A recent report outlining how rich countries could raise USD 5 trillion a year for the NCQG suggested redistributing 20% of public military spending and taxing arms sales.
The arms race is not only fuelling the stock prices of defence contractors and asset managers, but exacerbating the repression of climate-vulnerable countries, both socially and economically.
What can we dare to change?
Following the NCQG discussions in Baku, public hearings for an historic climate justice case take place at the International Court of Justice next month. It is essential that both adopt a rights-based approach to addressing loss and damage, which necessitates prioritising the quality and transparency of financing reforms.
Crucially, any loans categorised as “climate finance” must be spent on green projects, not fossil fuels. The disagreements over funding commitments and the growing finance gap must be resolved.
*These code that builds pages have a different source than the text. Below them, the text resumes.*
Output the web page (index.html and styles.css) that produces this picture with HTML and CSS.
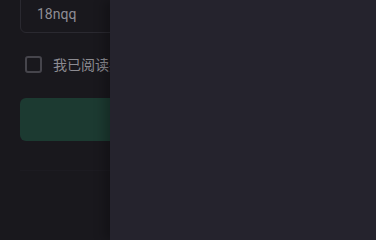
FILE: index.html
```html
<!DOCTYPE html>
<html lang="zh-CN">
<head>
<meta charset="utf-8">
<link rel="stylesheet" href="styles.css">
</head>
<body>
<div class="page">
  <div class="field"><span class="value">18nqq</span></div>
  <label class="agree">
    <span class="box"></span>
    <span class="agree-text">我已阅读并同意用户协议</span>
  </label>
  <div class="submit"></div>
  <div class="divider"></div>
</div>
<div class="drawer"></div>
</body>
</html>
```
FILE: styles.css
```css
html, body {
  margin: 0;
  padding: 0;
  overflow: hidden;
  background: #19181d;
  font-family: "Noto Sans CJK SC", "Noto Sans", sans-serif;
}
body {
  min-height: 100vh;
}
.page {
  display: flex;
  flex-direction: column;
  padding: 0 0 0 20px;
  width: 340px;
}
.field {
  margin-top: -14px;
  height: 37px;
  border: 1px solid #2a2930;
  border-radius: 6px;
  display: flex;
  align-items: flex-end;
  padding: 0 0 8px 16px;
}
.value {
  color: #8f8e95;
  font-family: Roboto, "Noto Sans", sans-serif;
  font-size: 14px;
  line-height: 20px;
}
.agree {
  display: flex;
  align-items: center;
  margin-top: 22px;
  margin-left: 5px;
  height: 18px;
}
.box {
  width: 13px;
  height: 13px;
  border: 2px solid #46454c;
  border-radius: 3px;
  flex: none;
}
.agree-text {
  margin-left: 11px;
  color: #8c8b91;
  font-size: 14px;
  line-height: 18px;
  white-space: nowrap;
}
.submit {
  margin-top: 25px;
  height: 43px;
  border-radius: 6px;
  background: #1c3a31;
}
.divider {
  margin-top: 29px;
  height: 1px;
  background: #1c1b21;
}
.drawer {
  position: fixed;
  top: 0;
  bottom: 0;
  left: 110px;
  right: 0;
  background: #25232d;
  box-shadow: -6px 0 10px rgba(0, 0, 0, 0.25);
}
```
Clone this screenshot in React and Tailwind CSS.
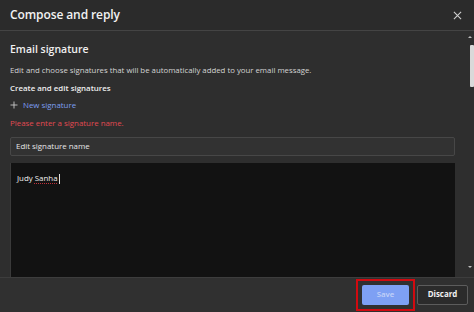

Who will pay and who should be prioritised for support must be clarified, especially given the voluntary nature of these contributions.
These financial commitments should not be distanced from the responsibilities outlined in the UN Framework Convention on Climate Change and the Paris Agreement. Both vehemently consider loss and damage support from developed nations to be a critical priority.
Finally, the decarbonisation of key industries, including the military and arms sectors, must be placed firmly on the agenda, especially when considering how financial resources should be diverted and prioritised to support the loss and damage fund.
Only through such decisive actions can we hope to adequately address the urgent and growing challenges of climate-related loss and damage.